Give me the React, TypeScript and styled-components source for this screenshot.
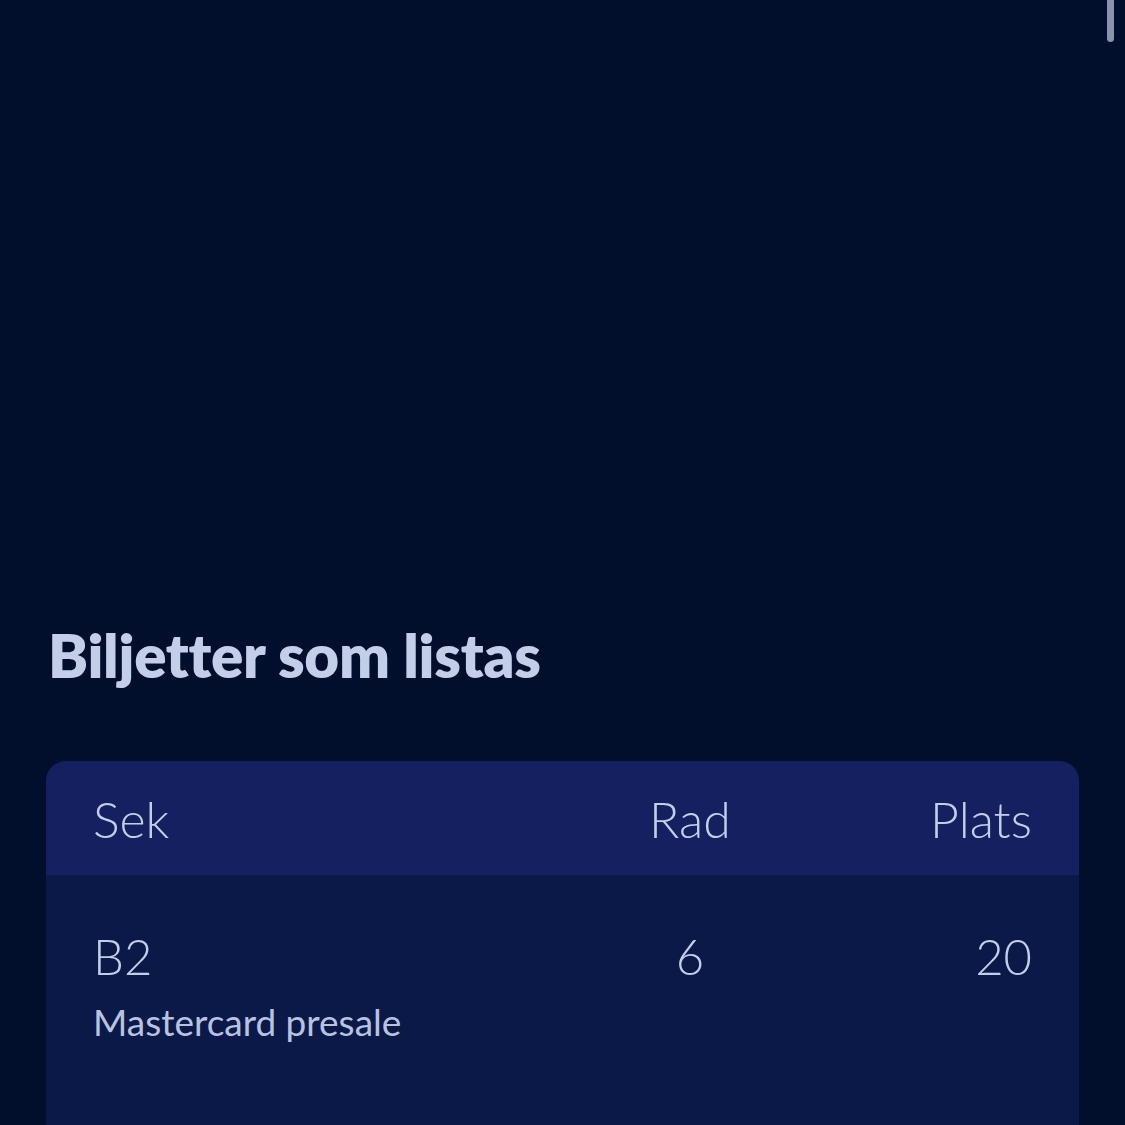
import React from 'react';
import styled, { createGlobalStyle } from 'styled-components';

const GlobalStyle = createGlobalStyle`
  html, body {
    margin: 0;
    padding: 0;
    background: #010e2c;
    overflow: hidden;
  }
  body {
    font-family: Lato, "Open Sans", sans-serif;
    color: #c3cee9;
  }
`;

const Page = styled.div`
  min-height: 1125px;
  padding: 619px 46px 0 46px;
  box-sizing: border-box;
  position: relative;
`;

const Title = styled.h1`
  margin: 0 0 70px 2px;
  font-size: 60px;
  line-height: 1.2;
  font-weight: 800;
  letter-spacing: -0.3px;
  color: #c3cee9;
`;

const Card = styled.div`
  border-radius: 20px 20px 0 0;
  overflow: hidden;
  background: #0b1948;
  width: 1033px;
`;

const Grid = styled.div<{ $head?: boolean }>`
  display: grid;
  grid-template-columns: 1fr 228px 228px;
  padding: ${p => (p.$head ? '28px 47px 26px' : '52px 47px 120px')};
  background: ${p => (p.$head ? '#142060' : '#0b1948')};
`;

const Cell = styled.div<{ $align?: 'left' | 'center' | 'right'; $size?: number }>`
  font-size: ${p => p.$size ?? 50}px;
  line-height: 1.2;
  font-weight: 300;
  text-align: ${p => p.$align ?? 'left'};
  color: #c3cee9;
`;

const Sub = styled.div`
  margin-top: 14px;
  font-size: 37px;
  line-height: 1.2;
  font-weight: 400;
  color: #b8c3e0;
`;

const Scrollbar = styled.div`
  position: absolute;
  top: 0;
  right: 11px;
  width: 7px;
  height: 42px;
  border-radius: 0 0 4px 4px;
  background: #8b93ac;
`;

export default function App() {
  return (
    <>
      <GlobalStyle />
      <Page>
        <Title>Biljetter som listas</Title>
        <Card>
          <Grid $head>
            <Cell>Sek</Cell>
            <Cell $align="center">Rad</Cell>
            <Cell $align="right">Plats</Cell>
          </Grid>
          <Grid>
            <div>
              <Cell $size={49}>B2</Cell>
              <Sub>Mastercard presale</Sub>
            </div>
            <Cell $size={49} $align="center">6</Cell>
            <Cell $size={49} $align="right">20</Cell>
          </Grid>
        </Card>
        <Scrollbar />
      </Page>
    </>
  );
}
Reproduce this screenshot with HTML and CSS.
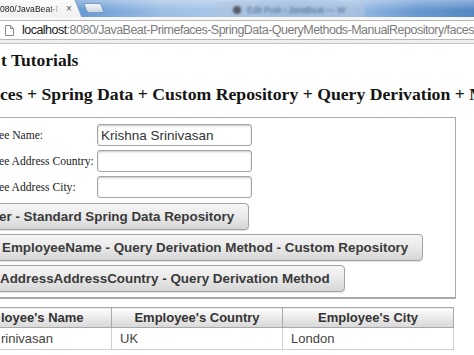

◆ ◆ ◆

→ **Written task**: Go through the entries above and print each one exactly, minus the pictures.

→ **Answer for this exercise**:
Give me the React, TypeScript and styled-components source for this screenshot.
import React from 'react';
import styled, { createGlobalStyle } from 'styled-components';

const GlobalStyle = createGlobalStyle`
  html, body {
    margin: 0;
    padding: 0;
    background: #010e2c;
    overflow: hidden;
  }
  body {
    font-family: Lato, "Open Sans", sans-serif;
    color: #c3cee9;
  }
`;

const Page = styled.div`
  min-height: 1125px;
  padding: 619px 46px 0 46px;
  box-sizing: border-box;
  position: relative;
`;

const Title = styled.h1`
  margin: 0 0 70px 2px;
  font-size: 60px;
  line-height: 1.2;
  font-weight: 800;
  letter-spacing: -0.3px;
  color: #c3cee9;
`;

const Card = styled.div`
  border-radius: 20px 20px 0 0;
  overflow: hidden;
  background: #0b1948;
  width: 1033px;
`;

const Grid = styled.div<{ $head?: boolean }>`
  display: grid;
  grid-template-columns: 1fr 228px 228px;
  padding: ${p => (p.$head ? '28px 47px 26px' : '52px 47px 120px')};
  background: ${p => (p.$head ? '#142060' : '#0b1948')};
`;

const Cell = styled.div<{ $align?: 'left' | 'center' | 'right'; $size?: number }>`
  font-size: ${p => p.$size ?? 50}px;
  line-height: 1.2;
  font-weight: 300;
  text-align: ${p => p.$align ?? 'left'};
  color: #c3cee9;
`;

const Sub = styled.div`
  margin-top: 14px;
  font-size: 37px;
  line-height: 1.2;
  font-weight: 400;
  color: #b8c3e0;
`;

const Scrollbar = styled.div`
  position: absolute;
  top: 0;
  right: 11px;
  width: 7px;
  height: 42px;
  border-radius: 0 0 4px 4px;
  background: #8b93ac;
`;

export default function App() {
  return (
    <>
      <GlobalStyle />
      <Page>
        <Title>Biljetter som listas</Title>
        <Card>
          <Grid $head>
            <Cell>Sek</Cell>
            <Cell $align="center">Rad</Cell>
            <Cell $align="right">Plats</Cell>
          </Grid>
          <Grid>
            <div>
              <Cell $size={49}>B2</Cell>
              <Sub>Mastercard presale</Sub>
            </div>
            <Cell $size={49} $align="center">6</Cell>
            <Cell $size={49} $align="right">20</Cell>
          </Grid>
        </Card>
        <Scrollbar />
      </Page>
    </>
  );
}
Reproduce this screenshot with HTML and CSS.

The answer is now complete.